At the Starbucks annual shareholder meeting, one investor, Justin Danhof from the National Center for Public Policy Research, expressed frustration with the company’s vow to hire 10,000 refugees in response to President Trump’s travel ban order.
Danhof questioned why CEO Howard Schultz’s heart wasn’t “heavy” when the Obama administration’s State Department in 2011 stopped processing visas for six months for refugees from Iraq.
“I have two quick questions: I understand that as you said ‘not every decision is based on economics,’ but economics are a hard reality. So, the first question is how much will investors have to spend so that company can properly vet refugees that the federal government admits it can’t always afford to vet? And why were you willing to have Starbucks’ reputation take a beating by attacking President Trump’s executive order when you lacked the courage to speak out against Obama/Clinton travel ban.”
Danhof’s question was met with audible boos from the audience.
Schultz responded that it’s not about politics, but instead it’s about compassion.
“If there’s one message that I think, I hope, you came away with today it’s that none of the things we’ve tried to do as a company, which is based on humanity and compassion, is based on politics. But it’s based on principles and our core beliefs,” Schultz said.
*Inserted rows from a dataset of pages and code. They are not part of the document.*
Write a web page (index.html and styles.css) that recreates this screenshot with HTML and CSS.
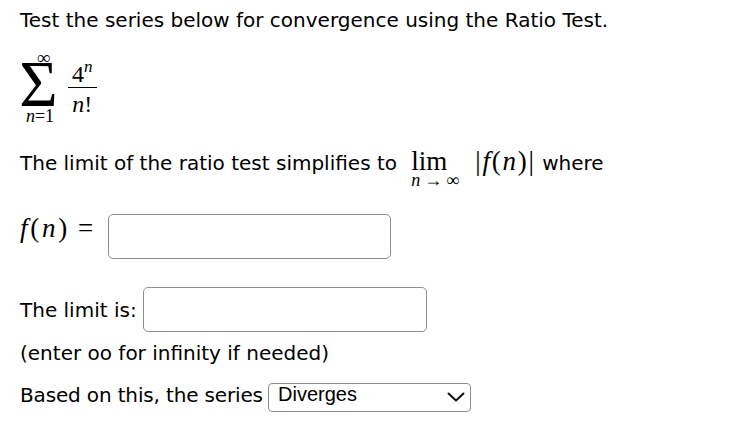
FILE: index.html
```html
<!DOCTYPE html>
<html lang="en">
<head>
<meta charset="utf-8">
<title>Ratio Test</title>
<link rel="stylesheet" href="styles.css">
</head>
<body>
<div class="page">
  <p class="title">Test the series below for convergence using the Ratio Test.</p>

  <div class="series m">
    <span class="sum">
      <span class="sum-sup">∞</span>
      <span class="sum-sigma">Σ</span>
      <span class="sum-sub"><i>n</i>=1</span>
    </span>
    <span class="frac">
      <span class="frac-num">4<sup class="exp"><i>n</i></sup></span>
      <span class="frac-den"><i>n</i>!</span>
    </span>
  </div>

  <p class="limline">The limit of the ratio test simplifies to <span class="lim m"><span class="lim-op">lim</span><span class="lim-sub"><i>n</i><span class="arrow">→</span>∞</span></span><span class="abs m">|<i>f</i>(<i>n</i>)|</span> where</p>

  <div class="frow">
    <span class="fn m"><span class="fn-f"><i>f</i>(<i>n</i>)</span><span class="eq">=</span></span>
    <input class="field field-f" type="text" aria-label="f(n)">
  </div>

  <div class="limrow">
    <span class="limlabel">The limit is:</span>
    <input class="field field-l" type="text" aria-label="The limit">
  </div>

  <p class="hint">(enter oo for infinity if needed)</p>

  <div class="basedrow">
    <span class="basedlabel">Based on this, the series</span>
    <div class="select" role="combobox" aria-expanded="false">
      <span class="select-text">Diverges</span>
      <svg class="chev" width="18" height="10" viewBox="0 0 18 10" aria-hidden="true">
        <polyline points="1.5,1.5 9,8.5 16.5,1.5" fill="none" stroke="#111" stroke-width="2" stroke-linecap="round" stroke-linejoin="round"/>
      </svg>
    </div>
  </div>
</div>
</body>
</html>
```

FILE: styles.css
```css
* { box-sizing: border-box; }

body {
  margin: 0;
  background: #fff;
  color: #000;
  font-family: "DejaVu Sans", Verdana, sans-serif;
  font-size: 20px;
  line-height: 23px;
}

.page { padding-left: 20px; }

p { margin: 0; }

.m { font-family: "Liberation Serif", "DejaVu Serif", serif; }
.m i { font-style: italic; }

.title { margin-top: 9px; }

/* series */
.series {
  display: flex;
  align-items: flex-start;
  margin-top: 22px;
  height: 70px;
}
.sum {
  display: flex;
  flex-direction: column;
  align-items: center;
  width: 40px;
}
.sum-sup { font-size: 19px; line-height: 8px; padding-top: 0; padding-left: 7px; }
.sum-sigma { font-size: 66px; line-height: 36px; margin-top: 3.5px; margin-left: -3px; }
.sum-sub { font-size: 18px; line-height: 20px; padding-top: 4.5px; }

.frac {
  display: flex;
  flex-direction: column;
  margin-left: 8px;
  margin-top: 7px;
  font-size: 24px;
}
.frac-num {
  line-height: 26px;
  border-bottom: 1.5px solid #000;
  text-align: center;
  padding: 0 4px;
}
.frac-den {
  line-height: 26px;
  padding-top: 3px;
  text-align: center;
}
.exp {
  font-size: 17px;
  line-height: 0;
  vertical-align: 10px;
}

/* limit line */
.limline {
  margin-top: 28px;
  height: 36px;
  white-space: nowrap;
}
.lim {
  display: inline-flex;
  flex-direction: column;
  align-items: flex-start;
  margin-left: 8px;
  vertical-align: baseline;
}
.lim-op { font-size: 27px; line-height: 19px; }
.lim-sub { font-size: 18px; line-height: 16px; margin-top: 1px; white-space: nowrap; }
.arrow { margin: 0 4px; }
.abs {
  font-size: 27px;
  line-height: 19px;
  margin-left: 16px;
  letter-spacing: 1.8px;
}

/* f(n) row */
.frow {
  display: flex;
  align-items: flex-start;
  margin-top: 26px;
}
.fn {
  display: flex;
  width: 88px;
  font-size: 27px;
  line-height: 28px;
}
.fn-f { letter-spacing: 2.75px; }
.eq { margin-left: 8px; }

.field {
  height: 45px;
  border: 1px solid #8f8f8f;
  border-radius: 5px;
  background: #fff;
  padding: 0 8px;
  font: inherit;
  font-size: 19px;
  outline: none;
}
.field-f { width: 283px; }
.field-l { width: 284px; }

.limrow {
  display: flex;
  align-items: flex-start;
  margin-top: 28px;
}
.limlabel { width: 123px; margin-top: 12px; white-space: nowrap; }

.hint { margin-top: 10px; }

.basedrow {
  display: flex;
  align-items: flex-start;
  margin-top: 18px;
}
.basedlabel { width: 248px; margin-top: 1px; white-space: nowrap; letter-spacing: -0.15px; }

.select {
  position: relative;
  width: 203px;
  height: 29px;
  border: 1px solid #8f8f8f;
  border-radius: 4px;
  background: #fff;
  padding-left: 9px;
  font-family: "Liberation Sans", Arial, sans-serif;
  font-size: 20px;
  line-height: 20px;
}
.select-text { display: block; }
.chev {
  position: absolute;
  right: 5px;
  top: 8px;
}
```
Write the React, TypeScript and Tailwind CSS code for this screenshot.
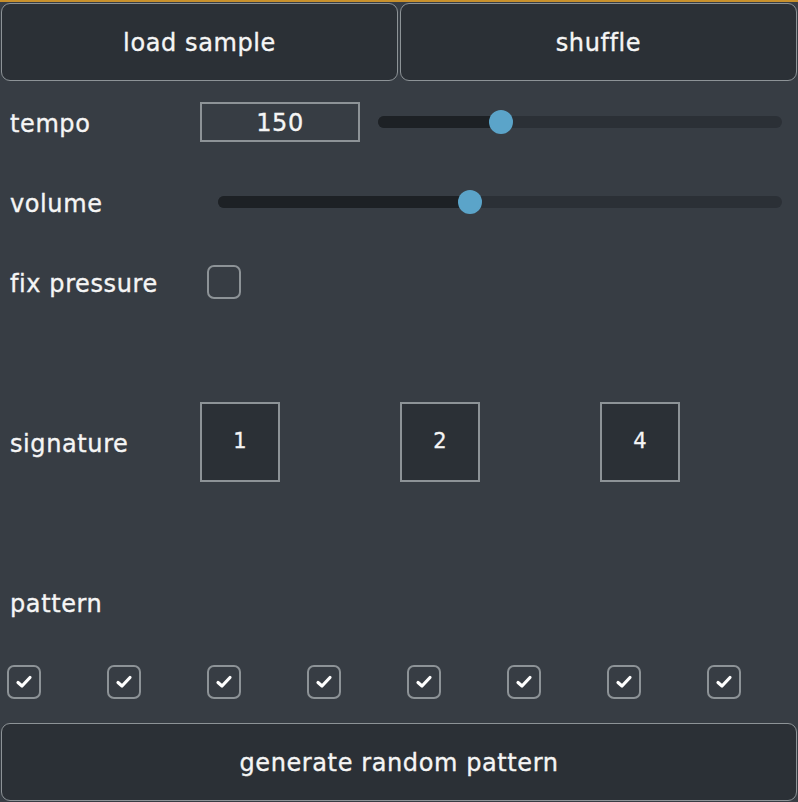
import React from "react";

const font = { fontFamily: '"DejaVu Sans", "Lucida Grande", sans-serif' };

function Slider({ pct }: { pct: number }) {
  return (
    <div className="relative flex-1 h-[12px] ml-[18px] mr-[16px] rounded-full bg-[#2b3036]">
      <div className="absolute left-0 top-0 h-full rounded-full bg-[#1d2125]" style={{ width: `${pct}%` }} />
      <div
        className="absolute top-1/2 w-[24px] h-[24px] -translate-x-1/2 -translate-y-1/2 rounded-full bg-[#5ba4c9]"
        style={{ left: `${pct}%` }}
      />
    </div>
  );
}

function Check({ checked }: { checked: boolean }) {
  return (
    <div className="w-[34px] h-[34px] rounded-[7px] border-2 border-[#8d9397] flex items-center justify-center">
      {checked && (
        <svg width="18" height="16" viewBox="0 0 18 16">
          <path d="M3 8.5 L7 12 L15 3.5" fill="none" stroke="#ffffff" strokeWidth="3.2" strokeLinecap="round" strokeLinejoin="round" />
        </svg>
      )}
    </div>
  );
}

const txt = "text-[24px] tracking-[0.6px] [word-spacing:0px] [-webkit-text-stroke:0.35px_#f5f5f5]";

export default function App() {
  return (
    <div className="w-[798px] h-[802px] bg-[#373d44] border-t-2 border-[#c8902c] text-[#f5f5f5] flex flex-col overflow-hidden" style={font}>
      <div className="h-[80px] flex shrink-0">
        <button className={`flex-1 m-px rounded-[9px] border border-[#8d9397] bg-[#2b3036] text-[#f5f5f5] pt-[2px] ${txt}`}>load sample</button>
        <button className={`flex-1 m-px rounded-[9px] border border-[#8d9397] bg-[#2b3036] text-[#f5f5f5] pt-[2px] ${txt}`}>shuffle</button>
      </div>
      <div className="h-[80px] flex items-center shrink-0">
        <div className={`w-[200px] shrink-0 pl-[10px] pt-[3px] ${txt}`}>tempo</div>
        <div className={`w-[160px] h-[40px] shrink-0 border-2 border-[#8d9397] flex items-center justify-center pt-[2px] ${txt}`}>150</div>
        <Slider pct={30.4} />
      </div>
      <div className="h-[80px] flex items-center shrink-0">
        <div className={`w-[200px] shrink-0 pl-[10px] pt-[3px] ${txt}`}>volume</div>
        <Slider pct={44.6} />
      </div>
      <div className="h-[80px] flex items-center shrink-0">
        <div className={`w-[200px] shrink-0 pl-[10px] pt-[3px] ${txt}`}>fix pressure</div>
        <div className="ml-[7px]">
          <Check checked={false} />
        </div>
      </div>
      <div className="h-[240px] flex items-center shrink-0">
        <div className={`w-[200px] shrink-0 pl-[10px] pt-[3px] ${txt}`}>signature</div>
        {["1", "2", "4"].map((n) => (
          <div key={n} className="w-[200px] shrink-0">
            <div className="w-[80px] h-[80px] border-2 border-[#8d9397] bg-[#2b3036] flex items-center justify-center text-[21px] [-webkit-text-stroke:0.3px_#f5f5f5]">{n}</div>
          </div>
        ))}
      </div>
      <div className="h-[80px] flex items-center shrink-0">
        <div className={`pl-[10px] pt-[3px] ${txt}`}>pattern</div>
      </div>
      <div className="h-[80px] flex items-center shrink-0">
        {Array.from({ length: 8 }).map((_, i) => (
          <div key={i} className="w-[100px] shrink-0 pl-[7px]">
            <Check checked={true} />
          </div>
        ))}
      </div>
      <div className="h-[80px] flex shrink-0">
        <button className={`flex-1 m-px rounded-[9px] border border-[#8d9397] bg-[#2b3036] text-[#f5f5f5] pt-[2px] ${txt}`}>generate random pattern</button>
      </div>
    </div>
  );
}
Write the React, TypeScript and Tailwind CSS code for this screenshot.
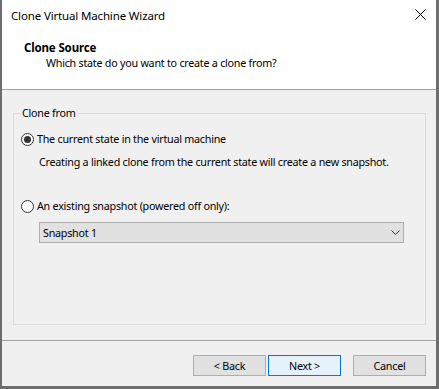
import React from "react";

const font = { fontFamily: '"Noto Sans", "Open Sans", sans-serif' };

function Radio({ checked }: { checked: boolean }) {
  return (
    <span className="relative flex h-[13px] w-[13px] shrink-0 items-center justify-center rounded-full border border-[#333333] bg-white">
      {checked && <span className="h-[7px] w-[7px] rounded-full bg-[#333333]" />}
    </span>
  );
}

function Button({ children, primary }: { children: React.ReactNode; primary?: boolean }) {
  return (
    <div
      className={
        "flex h-[21px] w-[73px] items-center justify-center border leading-[16px] " +
        (primary ? "border-[#0078d7] bg-[#e5f1fb]" : "border-[#adadad] bg-[#e1e1e1]")
      }
    >
      {children}
    </div>
  );
}

export default function App() {
  return (
    <div
      className="flex h-[389px] w-[439px] bg-[#6d6d6d] pb-[3px] pl-[2px] pr-[3px] text-[10.75px] tracking-[-0.25px] text-black"
      style={font}
    >
      <div className="flex h-[386px] w-[434px] flex-col whitespace-nowrap bg-[#f0f0f0]">
        <div className="h-[89px] bg-white">
          <div className="flex h-[31px] items-start justify-between">
            <span className="ml-[9px] mt-[8px] text-[11.5px] leading-[16px] tracking-[-0.15px]">
              Clone Virtual Machine Wizard
            </span>
            <svg className="mr-[10px] mt-[9px]" width="11" height="11" viewBox="0 0 11 11">
              <path d="M0.5 0.5 L10.5 10.5 M10.5 0.5 L0.5 10.5" stroke="#000" strokeWidth="1" fill="none" />
            </svg>
          </div>
          <div className="ml-[22px] mt-[9px] text-[11.5px] font-bold leading-[15px] tracking-[-0.15px]">Clone Source</div>
          <div className="ml-[44px] leading-[16px]">Which state do you want to create a clone from?</div>
        </div>
        <div className="h-px bg-[#a0a0a0]" />
        <fieldset className="ml-[11px] mr-[10px] mt-[15px] h-[220px] border border-[#dcdcdc]">
          <legend className="ml-[6px] px-[2px] leading-[16px]">Clone from</legend>
          <div className="ml-[7px] mt-[10px] flex h-[16px] items-center gap-[3px] leading-[16px]">
            <Radio checked />
            <span>The current state in the virtual machine</span>
          </div>
          <div className="ml-[25px] mt-[7px] leading-[16px]">
            Creating a linked clone from the current state will create a new snapshot.
          </div>
          <div className="ml-[7px] mt-[28px] flex h-[16px] items-center gap-[3px] leading-[16px]">
            <Radio checked={false} />
            <span>An existing snapshot (powered off only):</span>
          </div>
          <div className="ml-[25px] mt-[8px] flex h-[21px] w-[365px] items-center justify-between border border-[#adadad] bg-[#e1e1e1] pl-[3px] pr-[3px] leading-[16px]">
            <span>Snapshot 1</span>
            <svg width="9" height="5" viewBox="0 0 9 5">
              <path d="M0.5 0.5 L4.5 4.5 L8.5 0.5" stroke="#333" strokeWidth="1" fill="none" />
            </svg>
          </div>
        </fieldset>
        <div className="mt-[15px] h-px bg-[#a0a0a0]" />
        <div className="mr-[10px] mt-[14px] flex justify-end">
          <Button>&lt; Back</Button>
          <div className="ml-[2px]">
            <Button primary>Next &gt;</Button>
          </div>
          <div className="ml-[12px]">
            <Button>Cancel</Button>
          </div>
        </div>
      </div>
    </div>
  );
}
He reiterated that this hasn’t hurt the business either.
“I can unequivocally tell you…that there’s zero, absolutely no evidence whatsoever, that there’s any dilution in the Starbucks brand, reputation, or core business as a result of being compassionate,” Schultz said.
What the surveys have said
Earlier this month, Starbucks released a letter from a market research firm, Kantar Millward Brown, that refutes that the coffee giant’s brand perception dropped after the company vowed to hire 10,000 refugees in response to President Trump’s travel ban order.
In mid-February, YouGov released a report that Starbucks’ brand perception had fallen by two-thirds after Starbucks CEO Howard Schultz released his letter promising to hire refugees.
More recently, Bloomberg News reported that xAd — a market insights firm that uses customers’ mobile phone apps to track foot traffic — showed Starbucks’ share of foot traffic dropped to 11% in February, down from 12% in January. xAd’s methodology uses location data from ad requests from 100,000 mobile apps each month. A visit to a location is only recorded when the app is open and the ad has been served.
On Jan. 29, Schultz sent out a company-wide letter following Trump’s decision to sign an executive order temporarily halted citizens from Iran, Iraq, Libya, Somalia, Sudan, Syria, and Yemen from entering the US. (That order has been stymied in court. This week, Trump signed a new travel ban executive order that excludes Iraq.)